Dean was very good in school, though once he lost in a spelling bee because when he came to the word “girl,” he spelled it “gal.” Could there have been a Secretary of State with origins, with traditions more perfectly attuned to Lyndon B. Johnson? It was not surprising that their relationship was different from almost any other in that period of 1964. They felt so comfortable in each other’s company that if they were on a plane, they would fall into conversation that was almost giddy, like two schoolboys back together after a summer vacation. And was it not true, thought the men around Rusk, that his accent, which under Kennedy had been somewhat Scarsdale, became more Georgia again? Once Lyndon and Dean were walking around the Ranch, followed by a group of high Washington aides, Johnson taking great pride in showing all the artifacts. One in particular delighted him, an antique piece which he pointed out to the somewhat bewildered Easterners. “You and I know what this is, don’t we, Dean?” There was a smile of acknowledgment from Dean of a memory which took him back many years. It was an old indoor potty.

As a young boy he had dreams that took him beyond Cherokee County; even then he was fascinated by the military. During World War I Dean, not yet ten years old, and Roger would cut out pictures of soldiers from newspapers and paste them on cardboard. Thousands of them, Roger would recall. Roger and Dean would dig thirty-foot trenches and follow all the battle plans. “There wasn’t a rich kid in town who had as many soldiers as we did,” said Roger Rusk, adding, “What people don’t understand about Dean is how deep are his military inclinations. It’s part of our Anglo-Saxon heritage. The South always had a military disposition.” That tradition is very real. The South is filled with minor and major military academies, and produces an abnormally high percentage of career officers and Medal of Honor winners. This was also part of Rusk’s life (both his grandfathers had fought in the Civil War, though on the Confederate side, and later when he had to fill in his security forms and was asked to list any relatives who had tried to overthrow the government of the United States, he would put down both their names).

He was a rare person in that era, a young man who went through high school and yet graduated from college with
eight
years of ROTC training, for besides his religious instruction he had come across something else which fascinated him, military training. He spent four years at Atlanta Boys High in ROTC, rising to command all ROTC units in Atlanta, student colonel. “Well, of course, in the South, most of us as we were growing up just took for granted that if there was to be trouble, if the nation was at war, that we would be in it. The tradition of the Civil War was still with us very strongly . . . We assumed there was a military duty to perform . . . We took that as a perfectly natural part of being an American.” The blending of the religion and the sense of military duty, a belief in it as the most natural kind of thing, was not by any means a contradiction. The values of the region were still very close to the frontier, a hard land, with many enemies, a code which taught that if evil stalked, you did not turn the other cheek; if you were soft or tolerant of evil, it would devour you.
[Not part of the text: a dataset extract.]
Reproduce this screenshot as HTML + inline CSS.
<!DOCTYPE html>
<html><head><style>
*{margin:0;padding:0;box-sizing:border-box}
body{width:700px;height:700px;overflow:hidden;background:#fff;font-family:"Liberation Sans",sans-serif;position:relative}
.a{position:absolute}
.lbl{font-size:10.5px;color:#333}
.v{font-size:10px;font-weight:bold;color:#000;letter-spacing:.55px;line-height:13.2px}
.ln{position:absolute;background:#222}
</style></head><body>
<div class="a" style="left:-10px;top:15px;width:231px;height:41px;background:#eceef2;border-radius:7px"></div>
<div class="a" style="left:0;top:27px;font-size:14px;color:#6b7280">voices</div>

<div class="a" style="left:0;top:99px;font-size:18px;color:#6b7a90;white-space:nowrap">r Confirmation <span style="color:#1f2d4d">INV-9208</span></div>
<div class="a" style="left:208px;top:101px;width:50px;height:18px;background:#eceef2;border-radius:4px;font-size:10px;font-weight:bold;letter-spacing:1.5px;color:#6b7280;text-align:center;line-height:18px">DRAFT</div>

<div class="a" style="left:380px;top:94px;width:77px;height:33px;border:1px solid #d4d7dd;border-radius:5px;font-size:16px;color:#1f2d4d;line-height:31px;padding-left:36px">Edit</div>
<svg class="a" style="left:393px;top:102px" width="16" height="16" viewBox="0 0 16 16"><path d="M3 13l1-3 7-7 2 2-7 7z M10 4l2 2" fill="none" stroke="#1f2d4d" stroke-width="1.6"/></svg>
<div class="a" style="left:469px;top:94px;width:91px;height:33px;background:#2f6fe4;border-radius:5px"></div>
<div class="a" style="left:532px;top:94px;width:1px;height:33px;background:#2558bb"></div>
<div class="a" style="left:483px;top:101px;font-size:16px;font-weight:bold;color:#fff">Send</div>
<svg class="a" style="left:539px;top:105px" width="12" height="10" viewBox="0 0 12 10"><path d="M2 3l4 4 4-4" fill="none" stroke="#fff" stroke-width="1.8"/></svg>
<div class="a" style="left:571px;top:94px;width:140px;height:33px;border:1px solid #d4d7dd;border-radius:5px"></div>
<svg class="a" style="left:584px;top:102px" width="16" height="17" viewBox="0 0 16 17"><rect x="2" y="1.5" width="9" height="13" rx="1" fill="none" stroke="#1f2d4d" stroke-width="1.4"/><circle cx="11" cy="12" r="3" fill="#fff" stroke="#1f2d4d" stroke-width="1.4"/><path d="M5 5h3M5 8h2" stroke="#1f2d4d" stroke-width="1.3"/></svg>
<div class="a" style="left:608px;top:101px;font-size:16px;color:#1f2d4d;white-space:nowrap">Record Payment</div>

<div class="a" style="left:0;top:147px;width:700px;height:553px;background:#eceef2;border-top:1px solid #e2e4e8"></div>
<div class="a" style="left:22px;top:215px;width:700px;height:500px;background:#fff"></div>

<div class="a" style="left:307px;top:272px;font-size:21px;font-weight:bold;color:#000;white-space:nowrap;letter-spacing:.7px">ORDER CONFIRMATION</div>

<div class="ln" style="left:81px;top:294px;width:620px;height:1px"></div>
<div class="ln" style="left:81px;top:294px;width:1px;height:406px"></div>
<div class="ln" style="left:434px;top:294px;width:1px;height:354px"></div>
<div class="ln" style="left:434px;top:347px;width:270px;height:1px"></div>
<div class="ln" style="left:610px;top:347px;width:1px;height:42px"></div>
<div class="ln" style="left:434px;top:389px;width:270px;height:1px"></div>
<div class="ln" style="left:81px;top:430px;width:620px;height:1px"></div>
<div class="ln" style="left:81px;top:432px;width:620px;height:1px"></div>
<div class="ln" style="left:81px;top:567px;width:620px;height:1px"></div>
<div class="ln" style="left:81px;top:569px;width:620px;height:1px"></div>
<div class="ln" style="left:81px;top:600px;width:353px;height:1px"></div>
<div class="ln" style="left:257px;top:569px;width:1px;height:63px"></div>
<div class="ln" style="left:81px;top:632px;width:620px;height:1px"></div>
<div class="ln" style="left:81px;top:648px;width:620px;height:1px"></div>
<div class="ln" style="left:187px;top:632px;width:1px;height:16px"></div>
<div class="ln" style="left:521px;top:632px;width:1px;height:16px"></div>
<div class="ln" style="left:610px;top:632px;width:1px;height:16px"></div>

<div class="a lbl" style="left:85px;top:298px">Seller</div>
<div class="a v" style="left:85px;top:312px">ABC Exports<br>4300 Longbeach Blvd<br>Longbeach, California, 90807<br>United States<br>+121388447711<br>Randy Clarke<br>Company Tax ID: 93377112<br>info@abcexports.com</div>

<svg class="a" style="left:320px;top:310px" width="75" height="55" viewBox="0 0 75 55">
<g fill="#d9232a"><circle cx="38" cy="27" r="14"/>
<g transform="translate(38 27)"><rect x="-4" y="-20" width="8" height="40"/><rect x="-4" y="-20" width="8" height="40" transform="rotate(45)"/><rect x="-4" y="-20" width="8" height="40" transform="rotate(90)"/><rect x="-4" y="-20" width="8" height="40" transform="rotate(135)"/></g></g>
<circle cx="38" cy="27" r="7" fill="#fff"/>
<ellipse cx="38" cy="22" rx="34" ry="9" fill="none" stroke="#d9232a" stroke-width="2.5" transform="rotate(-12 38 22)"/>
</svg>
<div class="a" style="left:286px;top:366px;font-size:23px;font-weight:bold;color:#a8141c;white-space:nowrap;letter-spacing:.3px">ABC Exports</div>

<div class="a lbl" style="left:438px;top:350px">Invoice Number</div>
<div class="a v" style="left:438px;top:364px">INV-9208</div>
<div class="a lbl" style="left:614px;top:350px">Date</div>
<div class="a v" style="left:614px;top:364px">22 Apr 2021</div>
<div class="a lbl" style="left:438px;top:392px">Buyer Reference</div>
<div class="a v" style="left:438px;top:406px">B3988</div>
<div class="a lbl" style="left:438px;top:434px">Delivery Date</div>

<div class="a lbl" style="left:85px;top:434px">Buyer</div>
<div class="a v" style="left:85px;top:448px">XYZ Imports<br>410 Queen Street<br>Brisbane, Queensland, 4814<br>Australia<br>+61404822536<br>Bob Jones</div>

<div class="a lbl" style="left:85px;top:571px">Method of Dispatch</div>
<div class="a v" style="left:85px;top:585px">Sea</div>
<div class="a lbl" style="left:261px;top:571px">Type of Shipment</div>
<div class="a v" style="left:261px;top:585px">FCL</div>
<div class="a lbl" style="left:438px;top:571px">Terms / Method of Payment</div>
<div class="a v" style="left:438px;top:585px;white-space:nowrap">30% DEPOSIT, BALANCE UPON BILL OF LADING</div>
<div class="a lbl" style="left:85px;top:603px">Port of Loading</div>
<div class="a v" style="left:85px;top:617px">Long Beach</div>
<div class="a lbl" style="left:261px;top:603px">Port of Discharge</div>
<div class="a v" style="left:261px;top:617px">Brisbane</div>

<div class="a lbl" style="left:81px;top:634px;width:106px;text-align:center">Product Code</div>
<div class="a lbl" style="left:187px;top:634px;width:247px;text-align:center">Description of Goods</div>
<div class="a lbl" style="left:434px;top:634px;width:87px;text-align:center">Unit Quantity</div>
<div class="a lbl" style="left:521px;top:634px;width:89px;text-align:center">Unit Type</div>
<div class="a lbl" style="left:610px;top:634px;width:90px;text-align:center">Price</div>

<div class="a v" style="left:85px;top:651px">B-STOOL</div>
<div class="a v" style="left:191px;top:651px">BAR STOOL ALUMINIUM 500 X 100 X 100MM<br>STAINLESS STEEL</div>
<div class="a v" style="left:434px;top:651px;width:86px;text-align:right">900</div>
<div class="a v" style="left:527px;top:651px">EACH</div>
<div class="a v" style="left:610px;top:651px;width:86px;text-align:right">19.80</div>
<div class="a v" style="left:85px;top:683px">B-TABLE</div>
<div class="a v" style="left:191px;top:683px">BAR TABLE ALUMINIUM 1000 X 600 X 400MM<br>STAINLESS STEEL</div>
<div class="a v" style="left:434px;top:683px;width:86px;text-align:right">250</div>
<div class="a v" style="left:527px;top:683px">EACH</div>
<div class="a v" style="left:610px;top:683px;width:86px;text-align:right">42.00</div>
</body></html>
Rusk had been encouraged to seek a Rhodes scholarship by a high school teacher who had been to Oxford. Here was this promising young man of truly uncommon industry and discipline, the brightest boy in the school, who spoke well on his feet—why shouldn’t he do well before the Rhodes interviewing board? And it was typical of Rusk, serious and single-minded, that in high school he had already set out a goal like this. He worked for two years as a clerk in a law office to earn the money to go to Davidson, where he once again excelled in his studies, his ROTC and his YMCA work, and where he compiled a sufficiently good record to become a likely candidate for a Rhodes. He was Phi Beta Kappa and captain of the ROTC, and he played on the basketball and tennis teams, which was all very good for the Rhodes, Cecil Rhodes having preferred to advance sound minds in sound Caucasian bodies. The Rhodes committees are local blue-chip Establishment groups with a strong scent for the future good citizen. Rhodes scholars as a group tend to be intelligent but more respectable than restless, more builders than critics, and the personal interview is highly important. Those who show indications of doing good are lauded, and such qualities are respected and encouraged, but there is doubt about someone very young who is deeply alienated.